Your objective: Wherever the string "What" appears in a line, extract that line.

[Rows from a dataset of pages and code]
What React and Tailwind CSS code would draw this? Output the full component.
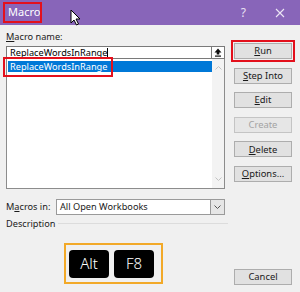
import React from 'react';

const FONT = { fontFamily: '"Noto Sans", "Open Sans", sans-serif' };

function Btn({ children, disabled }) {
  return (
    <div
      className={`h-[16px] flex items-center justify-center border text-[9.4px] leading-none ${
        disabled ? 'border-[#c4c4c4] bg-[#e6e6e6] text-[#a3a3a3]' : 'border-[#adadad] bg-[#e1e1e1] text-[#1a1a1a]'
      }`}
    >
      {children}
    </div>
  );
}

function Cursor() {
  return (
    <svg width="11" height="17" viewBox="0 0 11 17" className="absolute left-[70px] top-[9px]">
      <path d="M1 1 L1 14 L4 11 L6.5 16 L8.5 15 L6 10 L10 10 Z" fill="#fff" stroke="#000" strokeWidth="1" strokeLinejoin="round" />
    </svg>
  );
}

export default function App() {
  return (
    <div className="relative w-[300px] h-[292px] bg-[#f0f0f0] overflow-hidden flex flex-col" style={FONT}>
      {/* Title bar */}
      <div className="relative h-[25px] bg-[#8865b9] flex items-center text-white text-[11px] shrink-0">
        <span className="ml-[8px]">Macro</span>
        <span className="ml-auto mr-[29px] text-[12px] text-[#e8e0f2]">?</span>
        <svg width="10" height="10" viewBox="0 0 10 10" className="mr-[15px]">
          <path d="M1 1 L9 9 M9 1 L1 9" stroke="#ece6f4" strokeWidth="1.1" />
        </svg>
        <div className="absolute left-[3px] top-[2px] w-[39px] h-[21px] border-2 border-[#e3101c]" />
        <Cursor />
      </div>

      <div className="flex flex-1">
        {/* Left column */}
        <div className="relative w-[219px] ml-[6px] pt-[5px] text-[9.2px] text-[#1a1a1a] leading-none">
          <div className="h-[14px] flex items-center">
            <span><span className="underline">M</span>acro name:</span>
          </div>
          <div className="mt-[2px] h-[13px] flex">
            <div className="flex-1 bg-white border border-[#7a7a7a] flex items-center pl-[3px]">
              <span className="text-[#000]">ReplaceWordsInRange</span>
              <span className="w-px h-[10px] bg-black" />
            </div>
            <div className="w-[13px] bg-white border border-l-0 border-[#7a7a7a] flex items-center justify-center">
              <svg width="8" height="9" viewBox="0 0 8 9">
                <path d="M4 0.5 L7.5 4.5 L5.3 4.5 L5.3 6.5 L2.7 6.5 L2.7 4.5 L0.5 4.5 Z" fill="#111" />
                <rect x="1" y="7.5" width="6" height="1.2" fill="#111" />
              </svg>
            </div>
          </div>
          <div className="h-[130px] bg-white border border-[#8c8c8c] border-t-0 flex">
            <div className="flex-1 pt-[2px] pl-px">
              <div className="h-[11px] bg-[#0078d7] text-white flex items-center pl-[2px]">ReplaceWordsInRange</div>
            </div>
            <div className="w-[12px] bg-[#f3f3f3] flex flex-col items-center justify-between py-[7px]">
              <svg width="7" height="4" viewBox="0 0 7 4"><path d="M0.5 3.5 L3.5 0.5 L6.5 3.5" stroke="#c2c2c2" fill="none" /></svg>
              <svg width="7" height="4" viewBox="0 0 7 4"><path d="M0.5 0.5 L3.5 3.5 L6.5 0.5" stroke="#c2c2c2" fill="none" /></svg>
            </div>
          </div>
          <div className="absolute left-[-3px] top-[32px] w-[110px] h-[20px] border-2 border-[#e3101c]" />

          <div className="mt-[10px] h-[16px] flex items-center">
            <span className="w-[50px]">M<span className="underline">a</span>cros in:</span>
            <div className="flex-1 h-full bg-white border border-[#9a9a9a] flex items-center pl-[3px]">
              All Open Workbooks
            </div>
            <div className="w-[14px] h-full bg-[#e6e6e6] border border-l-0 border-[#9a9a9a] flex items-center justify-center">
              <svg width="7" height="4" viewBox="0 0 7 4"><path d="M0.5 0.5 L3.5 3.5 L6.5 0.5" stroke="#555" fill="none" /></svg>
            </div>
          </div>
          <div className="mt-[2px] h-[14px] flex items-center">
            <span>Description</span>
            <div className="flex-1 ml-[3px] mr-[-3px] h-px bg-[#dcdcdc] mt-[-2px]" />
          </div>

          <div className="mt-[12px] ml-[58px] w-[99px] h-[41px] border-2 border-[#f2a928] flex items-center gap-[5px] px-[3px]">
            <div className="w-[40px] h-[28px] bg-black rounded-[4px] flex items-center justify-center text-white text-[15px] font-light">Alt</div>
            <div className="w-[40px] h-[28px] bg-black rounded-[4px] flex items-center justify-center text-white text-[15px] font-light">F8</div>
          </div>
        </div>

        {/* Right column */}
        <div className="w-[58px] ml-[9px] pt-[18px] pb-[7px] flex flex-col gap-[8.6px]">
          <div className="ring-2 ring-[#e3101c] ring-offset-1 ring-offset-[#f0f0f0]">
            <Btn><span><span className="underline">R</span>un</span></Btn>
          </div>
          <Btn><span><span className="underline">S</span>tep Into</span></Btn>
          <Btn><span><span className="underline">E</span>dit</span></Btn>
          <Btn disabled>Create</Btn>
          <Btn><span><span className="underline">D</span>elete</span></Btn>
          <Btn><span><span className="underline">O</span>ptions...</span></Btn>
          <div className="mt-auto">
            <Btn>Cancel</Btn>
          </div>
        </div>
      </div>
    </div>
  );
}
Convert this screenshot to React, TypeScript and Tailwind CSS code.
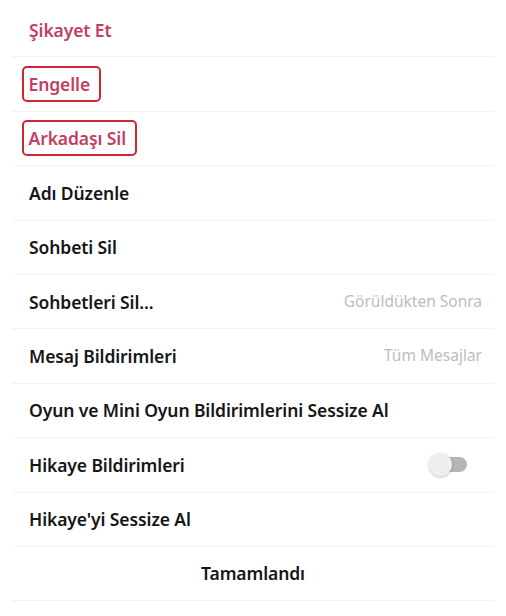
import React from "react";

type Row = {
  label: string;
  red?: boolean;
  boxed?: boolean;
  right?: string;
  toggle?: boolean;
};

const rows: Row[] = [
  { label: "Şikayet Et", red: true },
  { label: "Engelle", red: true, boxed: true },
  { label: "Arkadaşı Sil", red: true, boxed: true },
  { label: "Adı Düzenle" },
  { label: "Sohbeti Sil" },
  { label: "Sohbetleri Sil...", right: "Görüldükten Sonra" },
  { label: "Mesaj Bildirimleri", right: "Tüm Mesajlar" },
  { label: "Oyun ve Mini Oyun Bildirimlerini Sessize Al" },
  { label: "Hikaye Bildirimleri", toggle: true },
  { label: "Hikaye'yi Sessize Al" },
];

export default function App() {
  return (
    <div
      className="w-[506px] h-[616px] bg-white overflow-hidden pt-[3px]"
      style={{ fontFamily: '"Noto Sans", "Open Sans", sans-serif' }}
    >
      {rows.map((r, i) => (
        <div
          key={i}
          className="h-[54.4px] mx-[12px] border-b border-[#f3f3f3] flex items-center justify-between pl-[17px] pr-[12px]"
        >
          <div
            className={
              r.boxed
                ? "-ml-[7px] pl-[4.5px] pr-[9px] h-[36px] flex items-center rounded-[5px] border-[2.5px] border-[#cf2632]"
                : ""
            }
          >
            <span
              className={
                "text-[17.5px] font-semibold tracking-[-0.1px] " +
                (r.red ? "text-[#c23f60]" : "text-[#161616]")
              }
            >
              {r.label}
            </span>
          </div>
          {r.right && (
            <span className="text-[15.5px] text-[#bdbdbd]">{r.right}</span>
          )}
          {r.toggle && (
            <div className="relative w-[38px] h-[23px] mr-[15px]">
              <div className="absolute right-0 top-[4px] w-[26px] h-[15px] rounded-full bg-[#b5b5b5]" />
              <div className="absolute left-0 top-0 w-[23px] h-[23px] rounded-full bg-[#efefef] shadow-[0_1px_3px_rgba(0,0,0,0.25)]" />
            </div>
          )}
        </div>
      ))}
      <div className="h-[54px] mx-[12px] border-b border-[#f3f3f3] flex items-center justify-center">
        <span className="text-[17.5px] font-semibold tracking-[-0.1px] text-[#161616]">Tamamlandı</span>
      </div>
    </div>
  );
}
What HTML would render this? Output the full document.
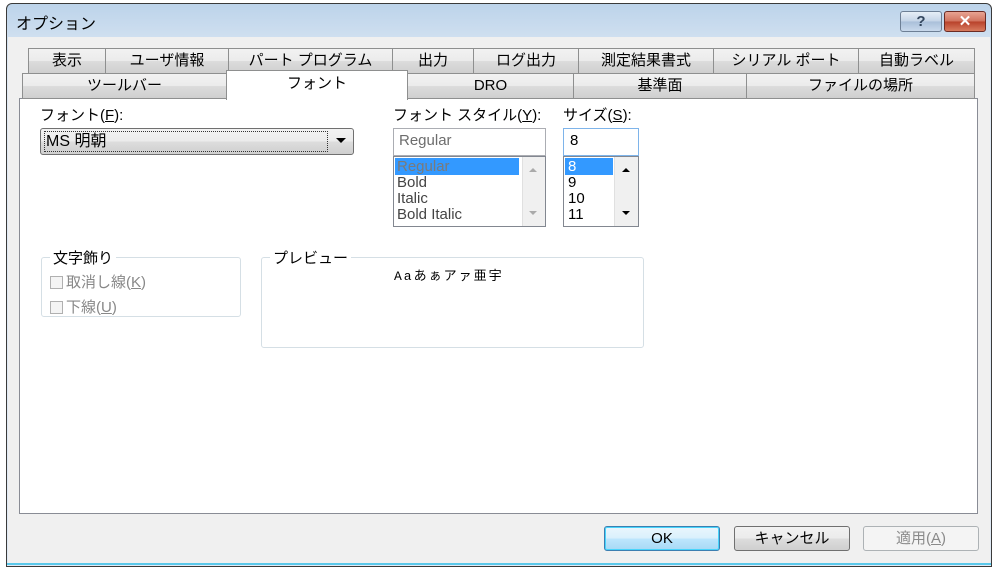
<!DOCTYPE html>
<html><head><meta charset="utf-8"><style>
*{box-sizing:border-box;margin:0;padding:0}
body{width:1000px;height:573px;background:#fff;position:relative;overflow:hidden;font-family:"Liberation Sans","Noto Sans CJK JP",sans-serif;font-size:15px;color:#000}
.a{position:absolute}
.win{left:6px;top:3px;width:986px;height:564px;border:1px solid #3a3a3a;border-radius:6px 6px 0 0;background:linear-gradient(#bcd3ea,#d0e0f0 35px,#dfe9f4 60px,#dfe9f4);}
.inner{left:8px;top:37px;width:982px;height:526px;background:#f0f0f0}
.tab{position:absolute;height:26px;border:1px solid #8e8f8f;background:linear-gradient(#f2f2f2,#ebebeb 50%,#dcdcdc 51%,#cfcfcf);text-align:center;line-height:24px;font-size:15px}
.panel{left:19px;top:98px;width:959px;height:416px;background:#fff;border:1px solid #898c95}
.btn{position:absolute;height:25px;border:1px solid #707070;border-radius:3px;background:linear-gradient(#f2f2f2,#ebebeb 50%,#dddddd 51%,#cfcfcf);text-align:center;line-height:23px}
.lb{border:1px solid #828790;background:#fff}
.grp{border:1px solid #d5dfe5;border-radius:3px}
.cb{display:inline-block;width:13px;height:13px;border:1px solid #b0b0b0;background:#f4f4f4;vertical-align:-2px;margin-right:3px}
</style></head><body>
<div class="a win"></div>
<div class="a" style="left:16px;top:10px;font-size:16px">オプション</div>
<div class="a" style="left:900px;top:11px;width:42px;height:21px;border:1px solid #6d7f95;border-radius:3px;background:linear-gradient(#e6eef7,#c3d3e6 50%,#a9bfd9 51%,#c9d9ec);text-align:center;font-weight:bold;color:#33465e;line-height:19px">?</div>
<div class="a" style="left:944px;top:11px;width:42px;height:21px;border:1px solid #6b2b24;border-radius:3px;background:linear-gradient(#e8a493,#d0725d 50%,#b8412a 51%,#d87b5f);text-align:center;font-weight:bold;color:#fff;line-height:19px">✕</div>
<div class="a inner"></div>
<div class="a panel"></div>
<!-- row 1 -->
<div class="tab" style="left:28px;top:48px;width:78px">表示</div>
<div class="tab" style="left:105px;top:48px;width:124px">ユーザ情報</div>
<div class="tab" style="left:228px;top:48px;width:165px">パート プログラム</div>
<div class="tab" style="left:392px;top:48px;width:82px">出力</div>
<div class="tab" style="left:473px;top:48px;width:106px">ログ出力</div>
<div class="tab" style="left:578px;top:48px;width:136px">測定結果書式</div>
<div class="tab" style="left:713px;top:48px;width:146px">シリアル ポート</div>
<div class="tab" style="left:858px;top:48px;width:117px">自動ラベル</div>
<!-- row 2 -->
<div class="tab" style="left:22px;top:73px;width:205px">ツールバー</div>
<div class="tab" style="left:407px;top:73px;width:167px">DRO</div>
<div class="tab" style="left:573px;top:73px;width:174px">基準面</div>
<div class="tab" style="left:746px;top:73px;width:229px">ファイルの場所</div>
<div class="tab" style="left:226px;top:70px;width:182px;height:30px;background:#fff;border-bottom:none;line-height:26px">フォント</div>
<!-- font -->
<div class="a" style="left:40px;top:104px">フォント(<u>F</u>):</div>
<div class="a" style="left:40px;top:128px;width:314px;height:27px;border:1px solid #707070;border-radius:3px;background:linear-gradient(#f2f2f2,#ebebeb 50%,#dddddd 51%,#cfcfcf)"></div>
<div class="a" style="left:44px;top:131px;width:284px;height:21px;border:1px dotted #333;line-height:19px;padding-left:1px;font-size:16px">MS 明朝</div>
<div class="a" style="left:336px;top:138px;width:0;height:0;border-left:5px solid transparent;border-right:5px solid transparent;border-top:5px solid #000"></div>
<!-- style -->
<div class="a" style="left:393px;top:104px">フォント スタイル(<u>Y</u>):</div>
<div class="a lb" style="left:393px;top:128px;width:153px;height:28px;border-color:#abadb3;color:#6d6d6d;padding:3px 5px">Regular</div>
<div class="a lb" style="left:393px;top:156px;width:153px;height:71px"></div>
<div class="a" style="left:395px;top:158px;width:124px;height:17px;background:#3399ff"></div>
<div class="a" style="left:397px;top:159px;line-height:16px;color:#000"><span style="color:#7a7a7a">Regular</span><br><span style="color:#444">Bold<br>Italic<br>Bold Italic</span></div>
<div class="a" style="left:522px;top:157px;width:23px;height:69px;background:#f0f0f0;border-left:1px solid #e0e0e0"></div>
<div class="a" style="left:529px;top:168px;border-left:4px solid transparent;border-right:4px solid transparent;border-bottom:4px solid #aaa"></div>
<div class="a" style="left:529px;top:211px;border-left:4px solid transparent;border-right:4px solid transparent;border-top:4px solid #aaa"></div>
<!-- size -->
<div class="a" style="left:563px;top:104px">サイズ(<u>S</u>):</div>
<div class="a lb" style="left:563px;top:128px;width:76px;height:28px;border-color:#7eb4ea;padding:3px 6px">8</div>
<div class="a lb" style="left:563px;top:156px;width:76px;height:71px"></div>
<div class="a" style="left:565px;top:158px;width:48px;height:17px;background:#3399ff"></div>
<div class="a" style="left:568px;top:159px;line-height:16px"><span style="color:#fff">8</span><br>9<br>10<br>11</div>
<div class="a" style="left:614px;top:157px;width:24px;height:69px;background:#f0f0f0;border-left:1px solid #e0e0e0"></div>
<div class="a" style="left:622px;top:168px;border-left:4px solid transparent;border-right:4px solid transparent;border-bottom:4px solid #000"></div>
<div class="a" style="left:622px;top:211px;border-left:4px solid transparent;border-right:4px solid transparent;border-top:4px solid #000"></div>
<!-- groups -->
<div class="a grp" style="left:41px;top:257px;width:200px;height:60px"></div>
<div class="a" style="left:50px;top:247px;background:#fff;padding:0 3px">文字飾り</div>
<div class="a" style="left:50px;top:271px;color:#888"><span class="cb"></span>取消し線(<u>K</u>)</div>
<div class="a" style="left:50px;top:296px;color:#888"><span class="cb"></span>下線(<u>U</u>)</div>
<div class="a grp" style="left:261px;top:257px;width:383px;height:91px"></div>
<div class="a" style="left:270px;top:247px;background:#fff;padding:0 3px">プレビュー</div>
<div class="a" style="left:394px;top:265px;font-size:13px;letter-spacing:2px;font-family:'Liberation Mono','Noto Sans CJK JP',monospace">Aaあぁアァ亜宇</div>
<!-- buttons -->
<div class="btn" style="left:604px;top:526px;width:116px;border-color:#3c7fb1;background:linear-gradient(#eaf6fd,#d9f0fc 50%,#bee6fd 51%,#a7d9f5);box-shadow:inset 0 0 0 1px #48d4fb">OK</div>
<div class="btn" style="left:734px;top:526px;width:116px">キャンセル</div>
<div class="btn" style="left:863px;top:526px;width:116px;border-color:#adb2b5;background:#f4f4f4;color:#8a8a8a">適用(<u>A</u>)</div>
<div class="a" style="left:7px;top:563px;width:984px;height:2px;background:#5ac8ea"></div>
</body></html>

Response below:
What React and Tailwind CSS code would draw this? Output the full component.
What HTML would render this? Output the full document.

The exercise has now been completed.